The second part provides one powerful example of how the new approach can be used for revisiting long standing research questions. One such issues is the corrupting power of money in US politics which has long been debated with emerging evidence pointing out that campaign contributions help funnel money to politically connected companies. However, it is yet unclear how exactly such mechanism might work and what are the curbs on politically driven contracting. To address these gaps we compile the full dataset of published federal contracts and registered campaign contributions for 2004-2015, linked to each other on the company level. We develop corruption risk indices in government contracting which capture potentially favouritistic tendering practices and outcomes. Using contract-level regression models with a wide range of fixed effects, we find that campaign donations have a positive linear impact on company corruption risk once a minimum threshold of donation value is reached. Interestingly, this effect is largely non-partisan, that is the fact of donating matters more than who is in power. Moreover, company donations can only influence tendering corruption risks if the buyer has a low starting institutional quality/insulation, with the main effect becoming insignificant for those federal agencies which have a high institutional quality.

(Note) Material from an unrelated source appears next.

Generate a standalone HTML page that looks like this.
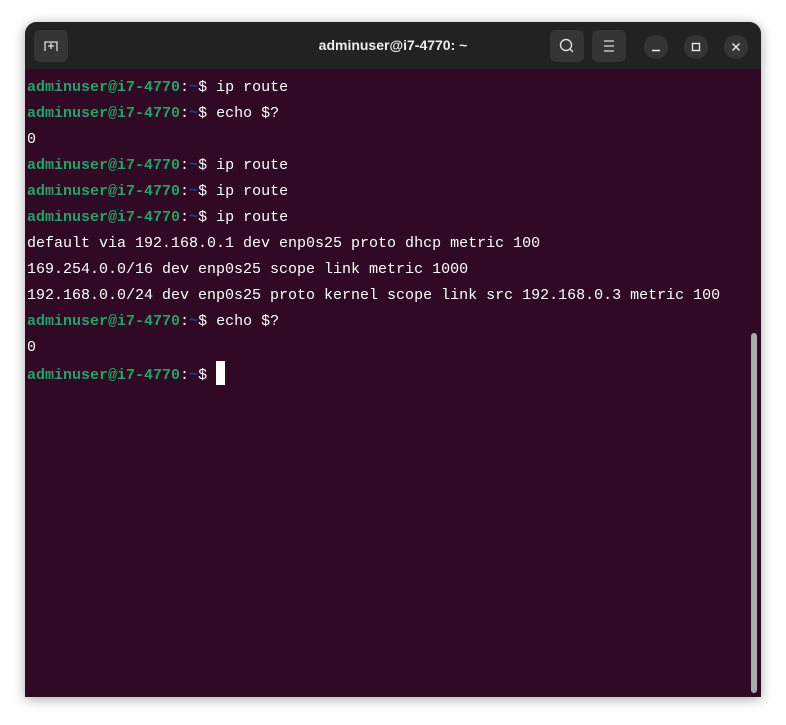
<!DOCTYPE html>
<html><head><style>
body{margin:0;width:786px;height:725px;background:#fff;position:relative;overflow:hidden}
.win{position:absolute;left:25px;top:22px;width:736px;height:675px;border-radius:12px 12px 0 0;overflow:hidden;box-shadow:0 2px 12px rgba(0,0,0,.35);background:#300a24}
.hdr{position:absolute;left:0;top:0;width:100%;height:47px;background:#222}
.btn{position:absolute;top:8px;width:34px;height:32px;border-radius:6px;background:#353535}
.circ{position:absolute;top:13px;width:24px;height:24px;border-radius:50%;background:#353535}
.title{position:absolute;top:0;left:0;width:100%;text-align:center;font:bold 14px/47px "Liberation Sans",sans-serif;color:#eee}
.term{position:absolute;left:2px;top:53px;font:15px/26px "Liberation Mono",monospace;color:#fff;white-space:pre}
.g{color:#26a269;font-weight:bold}.b{color:#12488b;font-weight:bold}
.sb{position:absolute;left:726px;top:311px;width:6px;height:360px;background:#aaa;border-radius:3px}
.cur{display:inline-block;width:9px;height:24px;background:#fff;vertical-align:-6px}
</style></head><body>
<div class="win">
<div class="hdr">
<div class="btn" style="left:9px"><svg width="34" height="32"><path d="M11 21V12h12v9M17 13v6M14 16h6" stroke="#ddd" stroke-width="1.3" fill="none"/></svg></div>
<div class="title">adminuser@i7-4770: ~</div>
<div class="btn" style="left:525px"><svg width="34" height="32"><circle cx="16" cy="15" r="5.5" stroke="#ddd" stroke-width="1.4" fill="none"/><path d="M20 19l3 3" stroke="#ddd" stroke-width="1.4"/></svg></div>
<div class="btn" style="left:567px"><svg width="34" height="32"><path d="M12 11h10M12 16h10M12 21h10" stroke="#ddd" stroke-width="1.2"/></svg></div>
<div class="circ" style="left:619px"><svg width="24" height="24"><path d="M8 15.5h8" stroke="#eee" stroke-width="1.4"/></svg></div>
<div class="circ" style="left:659px"><svg width="24" height="24"><rect x="8.5" y="8.5" width="7" height="7" stroke="#eee" stroke-width="1.3" fill="none"/></svg></div>
<div class="circ" style="left:699px"><svg width="24" height="24"><path d="M8.5 8.5l7 7M15.5 8.5l-7 7" stroke="#eee" stroke-width="1.4"/></svg></div>
</div>
<div class="term"><span class="g">adminuser@i7-4770</span>:<span class="b">~</span>$ ip route
<span class="g">adminuser@i7-4770</span>:<span class="b">~</span>$ echo $?
0
<span class="g">adminuser@i7-4770</span>:<span class="b">~</span>$ ip route
<span class="g">adminuser@i7-4770</span>:<span class="b">~</span>$ ip route
<span class="g">adminuser@i7-4770</span>:<span class="b">~</span>$ ip route
default via 192.168.0.1 dev enp0s25 proto dhcp metric 100
169.254.0.0/16 dev enp0s25 scope link metric 1000
192.168.0.0/24 dev enp0s25 proto kernel scope link src 192.168.0.3 metric 100
<span class="g">adminuser@i7-4770</span>:<span class="b">~</span>$ echo $?
0
<span class="g">adminuser@i7-4770</span>:<span class="b">~</span>$ <span class="cur"></span></div>
<div class="sb"></div>
</div>
</body></html>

Mihály Fazekas completed his PhD at the University of Cambridge in 2014 looking at high-level corruption, state capture, and state capacity in Central- and Eastern Europe. Now, he works at the University of Cambridge as a post-doctoral research fellow as the scientific coordinator of the Horizon 2020 funded project DIGIWHIST. This large-scale research project uses a Big Data approach to measuring corruption in public procurement and to allowing citizens to hold governments to account. He has also taken a leading role in other research projects on corruption such as ANTICORRP; and directs a think-tank, Government Transparency Institute, specializing in using Big Data to understand government performance. He holds three master degrees in economics, public policy, and teaching. He has experience in both quantitative and qualitative methods in diverse fields such as economics, public policy, and political science acquired in numerous research projects across Europe. He has worked for the European Commission, OECD, World Bank, RAND Europe, Ecole Nationale d’Administration, Hertie School of Governance, and Hungarian Academy of Sciences. His latest research efforts concentrate on fair competition, transparency, and openness in public procurement markets with particular emphasis on quantitative analysis of corruption risks, bid rigging, and administrative capacity using large-scale administrative databases. Together with Bence Tóth and István János Tóth, he was awarded first prize in a U4 Anti-Corruption Resource Centre competition for their pioneering work in developing new proxy measures of corruption.